Mean value for the uncompressed images was 0.69, for JPEG was 0.60, for JPEG 2000 was 0.62. There was no significant difference by type (p = 0.478) or by level of compression (p = 0.541) and no interaction (p = 0.566). Because there was no overall significant difference by type or level and no consistent trend, we conclude that compression had no significant effect on accuracy, despite the apparent reduction overall.

Confidence

Mean value for the uncompressed images was 4.1, for JPEG was 4.03, for JPEG 2000 was 4.12. There was no significant difference by type (p = 0.430) or by level of compression (p = 0.250) and no interaction (p = 0.143). Because there was no overall significant difference by type or level and no consistent trend, we conclude that compression had no significant effect on confidence, despite the apparent reduction overall.

Perceived Difference

Mean value for the uncompressed images was 4.68, for JPEG was 4.16, for JPEG 2000 was 4.53. There was a significant difference by type (p = 0.05), but not by level of compression (p = 0.185) and no interaction (p = 0.453). JPEG images were perceived as significantly worse than J2000 or uncompressed images.

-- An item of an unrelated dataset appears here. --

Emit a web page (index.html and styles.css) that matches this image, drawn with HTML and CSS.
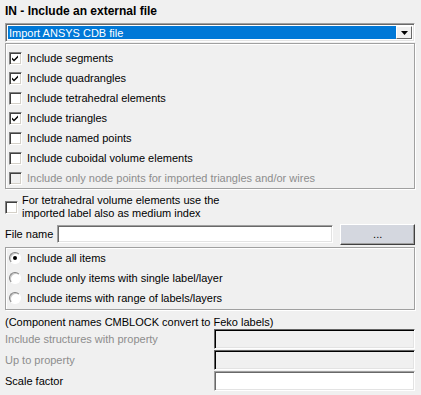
FILE: index.html
```html
<!DOCTYPE html>
<html lang="en">
<head>
    <meta charset="UTF-8">
    <title>IN - Include an external file</title>
    <link rel="stylesheet" href="styles.css">
</head>
<body>
    <div class="panel">
        <div class="title">IN - Include an external file</div>

        <div class="select">
            <span class="select-value">Import ANSYS CDB file</span>
            <span class="select-btn">
                <svg width="7" height="4" viewBox="0 0 7 4"><path d="M0 0h7L3.5 4z" fill="#000"/></svg>
            </span>
        </div>

        <div class="group">
            <div class="row"><span class="check on"><svg width="9" height="9" viewBox="0 0 9 9"><path d="M1 3.5l2 2 4-4v2l-4 4-2-2z" fill="#000"/></svg></span>Include segments</div>
            <div class="row"><span class="check on"><svg width="9" height="9" viewBox="0 0 9 9"><path d="M1 3.5l2 2 4-4v2l-4 4-2-2z" fill="#000"/></svg></span>Include quadrangles</div>
            <div class="row"><span class="check"></span>Include tetrahedral elements</div>
            <div class="row"><span class="check on"><svg width="9" height="9" viewBox="0 0 9 9"><path d="M1 3.5l2 2 4-4v2l-4 4-2-2z" fill="#000"/></svg></span>Include triangles</div>
            <div class="row"><span class="check"></span>Include named points</div>
            <div class="row"><span class="check"></span>Include cuboidal volume elements</div>
            <div class="row disabled"><span class="check off"></span>Include only node points for imported triangles and/or wires</div>
        </div>

        <div class="medium">
            <span class="check"></span>
            <span>For tetrahedral volume elements use the<br>imported label also as medium index</span>
        </div>

        <div class="file-row">
            <span class="file-label">File name</span>
            <span class="field"></span>
            <span class="btn">...</span>
        </div>

        <div class="group radios">
            <div class="row"><span class="radio on"></span>Include all items</div>
            <div class="row"><span class="radio"></span>Include only items with single label/layer</div>
            <div class="row"><span class="radio"></span>Include items with range of labels/layers</div>
        </div>

        <div class="note">(Component names CMBLOCK convert to Feko labels)</div>

        <div class="props">
            <span class="disabled">Include structures with property</span>
            <span class="field off"></span>
            <span class="disabled">Up to property</span>
            <span class="field off"></span>
            <span>Scale factor</span>
            <span class="field"></span>
        </div>
    </div>
</body>
</html>
```

FILE: styles.css
```css
body {
    margin: 0;
    padding: 0;
    background: #f0f0f0;
    font-family: 'Liberation Sans', Arial, sans-serif;
    font-size: 11px;
    color: #000;
}

.panel {
    display: flex;
    flex-direction: column;
    padding: 4px 6px 0 5px;
}

.title {
    font-weight: bold;
    font-size: 12px;
    line-height: 14px;
}

.select {
    display: flex;
    margin-top: 5px;
    height: 19px;
    box-sizing: border-box;
    border: 1px solid;
    border-color: #a0a0a0 #fff #fff #a0a0a0;
    box-shadow: inset 1px 1px 0 #696969, inset -1px -1px 0 #e3e3e3;
    background: #fff;
    padding: 2px;
}

.select-value {
    flex: 1;
    background: #0078d7;
    color: #fff;
    line-height: 15px;
    padding-left: 1px;
}

.select-btn {
    width: 16px;
    box-sizing: border-box;
    background: #f0f0f0;
    border: 1px solid;
    border-color: #fff #696969 #696969 #fff;
    display: flex;
    align-items: center;
    justify-content: center;
}

.group {
    margin-top: 1px;
    border: 1px solid #a0a0a0;
    box-shadow: inset 1px 1px 0 #fff, 1px 1px 0 #fff;
    padding: 4px 0 0 3px;
}

.row {
    display: flex;
    align-items: center;
    height: 20px;
}

.disabled {
    color: #8d8d8d;
}

.check {
    width: 13px;
    height: 13px;
    box-sizing: border-box;
    margin-right: 5px;
    background: #fff;
    border: 1px solid;
    border-color: #808080 #fff #fff #808080;
    box-shadow: inset 1px 1px 0 #404040, inset -1px -1px 0 #d4d0c8;
    display: flex;
    align-items: center;
    justify-content: center;
    flex-shrink: 0;
}

.check.off {
    background: #f0f0f0;
}

.medium {
    display: flex;
    align-items: center;
    margin-top: 5px;
    line-height: 13px;
}

.medium .check {
    margin-right: 4px;
}

.file-row {
    display: flex;
    align-items: center;
    margin-top: 3px;
    height: 22px;
}

.file-label {
    width: 52px;
}

.file-row .field {
    width: 278px;
    height: 18px;
}

.field {
    box-sizing: border-box;
    background: #fff;
    border: 1px solid;
    border-color: #a0a0a0 #fff #fff #a0a0a0;
    box-shadow: inset 1px 1px 0 #696969, inset -1px -1px 0 #e3e3e3;
}

.field.off {
    background: #f0f0f0;
    border-color: #646464 #fff #fff #646464;
    box-shadow: inset 1px 1px 0 #000, inset -1px -1px 0 #e3e3e3;
}

.btn {
    margin-left: 7px;
    width: 75px;
    height: 21px;
    box-sizing: border-box;
    background: #d4d7df;
    border: 1px solid;
    border-color: #fff #404040 #404040 #fff;
    box-shadow: inset -1px -1px 0 #a0a0a0;
    text-align: center;
    line-height: 19px;
}

.radios {
    margin-top: 2px;
    padding: 0 0 1px 3px;
}

.radio {
    width: 12px;
    height: 12px;
    box-sizing: border-box;
    margin-right: 6px;
    border-radius: 50%;
    background: #fff;
    border: 1px solid;
    border-color: #808080 #fff #fff #808080;
    box-shadow: inset 1px 1px 0 #c8c8c8;
    display: flex;
    align-items: center;
    justify-content: center;
}

.radio.on::after {
    content: "";
    width: 4px;
    height: 4px;
    border-radius: 50%;
    background: #000;
}

.note {
    margin-top: 5px;
    line-height: 14px;
}

.props {
    display: grid;
    grid-template-columns: 209px 201px;
    grid-auto-rows: 20px;
    row-gap: 1px;
    align-items: center;
}

.props .field {
    height: 20px;
}
```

We then analyzed the correlation between confidence rating, perceived difference and accuracy. If image compression is resulting in significant loss of clarity (as measured by perceived difference) this should be reflected in lower accuracy and lower confidence. In fact, the correlations among the measures were very low. Correlation between the perceived difference and accuracy was −0.125 (n.s.). Similarly, the correlation between perceived difference and accuracy was−0.055. The relation between confidence and perceived difference was 0.263 (p = 0.001). Thus while image degradation was possible detectable (a greater perceived difference for JPEG, but not for JPEG 2000 images), this did not affect confidence or diagnostic accuracy.

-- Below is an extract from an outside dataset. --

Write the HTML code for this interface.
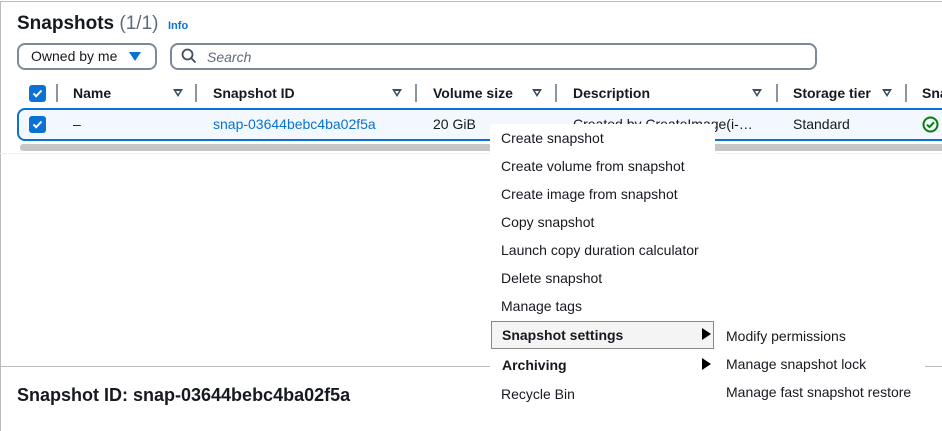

Finally, we repeated the analysis within body system, as shown in Tables 3, 4, 5, 6, and 7. To control for type I error rate, we used a Bonferroni correction on the p value. Since there were a total of 75 computed p values, we used an alpha of 0.05/75 = 0.0007. Under these circumstances, although 12 of the 75 p values were less than 0.05, none achieved a significance level of 0.0007. Moreover, on inspection, there was no consistent pattern except that, as noted in the overall analysis, JPEG was rated lower on perceived difference for all four regions, and was significant and relatively large for chest (3.58 vs 4.53 for JPEG 2000 and 4.67 for uncompressed).

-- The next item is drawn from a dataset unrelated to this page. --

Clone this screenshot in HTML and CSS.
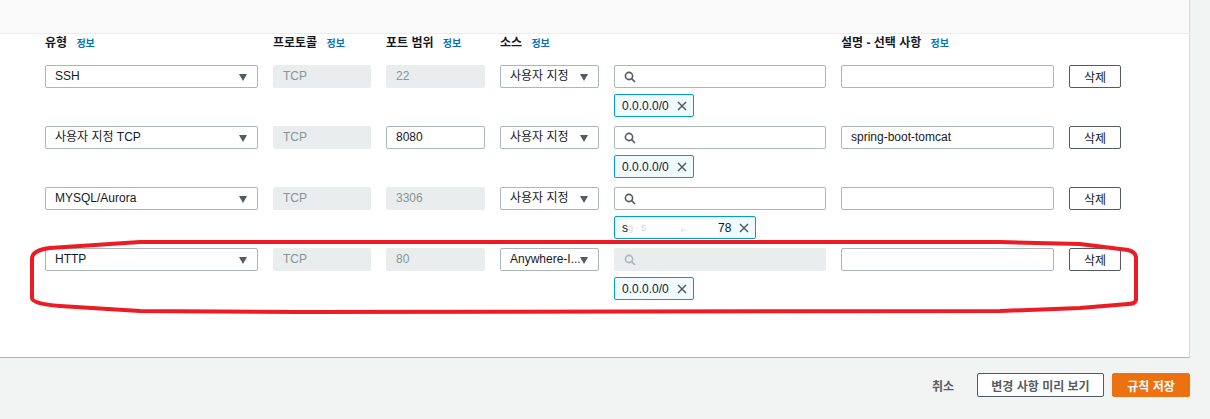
FILE: index.html
```html
<!DOCTYPE html>
<html lang="ko">
<head>
    <meta charset="UTF-8">
    <title>인바운드 규칙 편집</title>
    <link rel="stylesheet" href="styles.css">
</head>
<body>

<div class="page">
    <div class="top-band"></div>

    <div class="panel">
        <div class="rule-grid head">
            <div class="label">유형 <a class="info">정보</a></div>
            <div class="label">프로토콜 <a class="info">정보</a></div>
            <div class="label">포트 범위 <a class="info">정보</a></div>
            <div class="label">소스 <a class="info">정보</a></div>
            <div></div>
            <div class="label">설명 - 선택 사항 <a class="info">정보</a></div>
            <div></div>
        </div>

        <div class="rule">
            <div class="rule-grid">
                <div class="field select">SSH<span class="caret"></span></div>
                <div class="field disabled">TCP</div>
                <div class="field disabled">22</div>
                <div class="field select">사용자 지정<span class="caret"></span></div>
                <div class="field search"><svg class="mag" viewBox="0 0 12 12"><circle cx="5" cy="5" r="3.6"/><path d="M7.6 7.6 L11 11"/></svg></div>
                <div class="field"></div>
                <button class="btn-del">삭제</button>
            </div>
            <div class="chips">
                <span class="chip">0.0.0.0/0<svg class="x" viewBox="0 0 10 10"><path d="M1 1 L9 9 M9 1 L1 9"/></svg></span>
            </div>
        </div>

        <div class="rule">
            <div class="rule-grid">
                <div class="field select">사용자 지정 TCP<span class="caret"></span></div>
                <div class="field disabled">TCP</div>
                <div class="field">8080</div>
                <div class="field select">사용자 지정<span class="caret"></span></div>
                <div class="field search"><svg class="mag" viewBox="0 0 12 12"><circle cx="5" cy="5" r="3.6"/><path d="M7.6 7.6 L11 11"/></svg></div>
                <div class="field">spring-boot-tomcat</div>
                <button class="btn-del">삭제</button>
            </div>
            <div class="chips">
                <span class="chip">0.0.0.0/0<svg class="x" viewBox="0 0 10 10"><path d="M1 1 L9 9 M9 1 L1 9"/></svg></span>
            </div>
        </div>

        <div class="rule">
            <div class="rule-grid">
                <div class="field select">MYSQL/Aurora<span class="caret"></span></div>
                <div class="field disabled">TCP</div>
                <div class="field disabled">3306</div>
                <div class="field select">사용자 지정<span class="caret"></span></div>
                <div class="field search"><svg class="mag" viewBox="0 0 12 12"><circle cx="5" cy="5" r="3.6"/><path d="M7.6 7.6 L11 11"/></svg></div>
                <div class="field"></div>
                <button class="btn-del">삭제</button>
            </div>
            <div class="chips">
                <span class="chip">s<span class="blur">g · 5&nbsp;&nbsp;&nbsp;&nbsp;&nbsp;&nbsp;&nbsp;&nbsp;&nbsp;&nbsp;&nbsp;&nbsp;&nbsp;&nbsp;ᵢₙ.</span>78<svg class="x" viewBox="0 0 10 10"><path d="M1 1 L9 9 M9 1 L1 9"/></svg></span>
            </div>
        </div>

        <div class="rule">
            <div class="rule-grid">
                <div class="field select">HTTP<span class="caret"></span></div>
                <div class="field disabled">TCP</div>
                <div class="field disabled">80</div>
                <div class="field select">Anywhere-I...<span class="caret"></span></div>
                <div class="field search disabled"><svg class="mag" viewBox="0 0 12 12"><circle cx="5" cy="5" r="3.6"/><path d="M7.6 7.6 L11 11"/></svg></div>
                <div class="field"></div>
                <button class="btn-del">삭제</button>
            </div>
            <div class="chips">
                <span class="chip">0.0.0.0/0<svg class="x" viewBox="0 0 10 10"><path d="M1 1 L9 9 M9 1 L1 9"/></svg></span>
            </div>
        </div>

        <!-- 스크린샷 위에 손으로 그린 빨간 표시 -->
        <svg class="mark" viewBox="0 0 1190 330" width="1190" height="330">
            <path d="M140 208 L1000 208 L1080 210 L1128 216 Q1136 218 1136 224 L1136 266 Q1135 270 1128 270 L1080 274 L1000 277 L300 278 L140 277 L60 272 Q32 270 32 264 L32 224 Q33 216 50 214 Z"/>
        </svg>
    </div>

    <div class="footer">
        <span class="cancel">취소</span>
        <button class="btn">변경 사항 미리 보기</button>
        <button class="btn primary">규칙 저장</button>
    </div>
</div>

</body>
</html>
```

FILE: styles.css
```css
html, body {
    margin: 0;
    background: #f2f3f3;
}

body {
    font-family: "Liberation Sans", "Noto Sans CJK KR", sans-serif;
    font-size: 12px;
    color: #16191f;
}

.page {
    width: 1190px;
}

.top-band {
    height: 33px;
    background: #fafafa;
    border-bottom: 1px solid #eaeded;
    border-right: 1px solid #d5dbdb;
}

.panel {
    position: relative;
    background: #fff;
    border-right: 1px solid #d5dbdb;
    border-bottom: 1px solid #aab7b8;
    padding: 0 0 48px 45px;
    height: 275px;
}

.rule-grid {
    display: grid;
    grid-template-columns: 213px 98px 99px 99px 212px 213px 52px;
    column-gap: 15px;
}

.head {
    height: 18px;
    line-height: 18px;
    margin-bottom: 13px;
}

.label {
    font-weight: bold;
    font-size: 12px;
}

.info {
    color: #0073bb;
    font-size: 10px;
    margin-left: 6px;
}

.rule {
    margin-bottom: 9px;
}

.field {
    position: relative;
    box-sizing: border-box;
    height: 23px;
    line-height: 21px;
    border: 1px solid #aab7b8;
    border-radius: 2px;
    padding: 0 9px;
    background: #fff;
    white-space: nowrap;
    overflow: hidden;
}

.field.disabled {
    background: #eaeded;
    border-color: #eaeded;
    color: #879596;
}

.select {
    padding-right: 24px;
}

.caret {
    position: absolute;
    right: 10px;
    top: 8px;
    border-left: 4.5px solid transparent;
    border-right: 4.5px solid transparent;
    border-top: 7px solid #545b64;
}

.mag {
    width: 12px;
    height: 12px;
    margin-top: 5px;
    fill: none;
    stroke: #545b64;
    stroke-width: 1.6;
}

.search.disabled .mag {
    stroke: #aab7b8;
}

.btn-del {
    box-sizing: border-box;
    height: 23px;
    border: 1px solid #545b64;
    border-radius: 2px;
    background: #fff;
    font-family: inherit;
    font-size: 12px;
    color: #16191f;
    padding: 0;
}

.chips {
    padding-left: 569px;
    margin-top: 6px;
    height: 23px;
}

.chip {
    display: inline-flex;
    align-items: center;
    box-sizing: border-box;
    height: 23px;
    border: 1px solid #00a1c9;
    border-radius: 2px;
    background: #f1faff;
    padding: 0 6px 0 7px;
    font-size: 12px;
}

.chip .x {
    width: 10px;
    height: 10px;
    margin-left: 8px;
    stroke: #545b64;
    stroke-width: 1.5;
}

.blur {
    color: #c9d3d8;
    font-size: 9px;
    background: #fff;
    width: 90px;
    height: 16px;
    line-height: 16px;
    overflow: hidden;
    white-space: nowrap;
}

.mark {
    position: absolute;
    left: 0;
    top: 0;
    pointer-events: none;
}

.mark path {
    fill: none;
    stroke: #ed1c24;
    stroke-width: 4;
    stroke-linejoin: round;
}

.footer {
    display: flex;
    align-items: center;
    justify-content: flex-end;
    gap: 8px;
    padding: 15px 0;
}

.cancel {
    margin-right: 15px;
    font-size: 12px;
    font-weight: bold;
    color: #545b64;
}

.btn {
    box-sizing: border-box;
    height: 24px;
    border: 1px solid #545b64;
    border-radius: 2px;
    background: #fff;
    font-family: inherit;
    font-size: 12px;
    font-weight: bold;
    color: #545b64;
    padding: 0 12px;
    width: 127px;
}

.btn.primary {
    width: 78px;
    background: #ec7211;
    border-color: #ec7211;
    color: #fff;
}
```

Table 3 Analysis of sensitivity by body system
Table 4 Analysis of specificity by body system
Table 5 Analysis of accuracy by body system
Table 6 Analysis of confidence by body system
Table 7 Analysis of perceived difference by body system

Conclusions

Although some level of degradation was visually detectable on JPEG images, the overall analysis showed that the compression (level/type) had no affect on subjective assessment or diagnostic accuracy for the anatomical areas investigated.

For diagnostic accuracy, there was no significant difference by type or by level of compression. Because there was no overall significant difference by type or level and no consistent trend, we conclude that compression had no significant effect on accuracy, despite the apparent reduction overall. Similarly, although the highest level of compression appeared to show decreased confidence for both JPEG and JPEG 2000, this was not statistically significant.

Assessment of perceived difference showed a significant difference by type (uncompressed, JPEG, and JPEG 2000) but not by level of compression (6:1, 9:1, and 12:1). However, visually, there appeared to be an approximate downward trend with increased compression. JPEG images were perceived as significantly worse than JPEG-2000 or uncompressed images.

As a general recommendation, we suggest that at the levels of irreversible compression tested, irreversible JPEG and irreversible JPEG 2000 on thin slices (less than 3 mm) CT images, are both appropriate to use for medical images.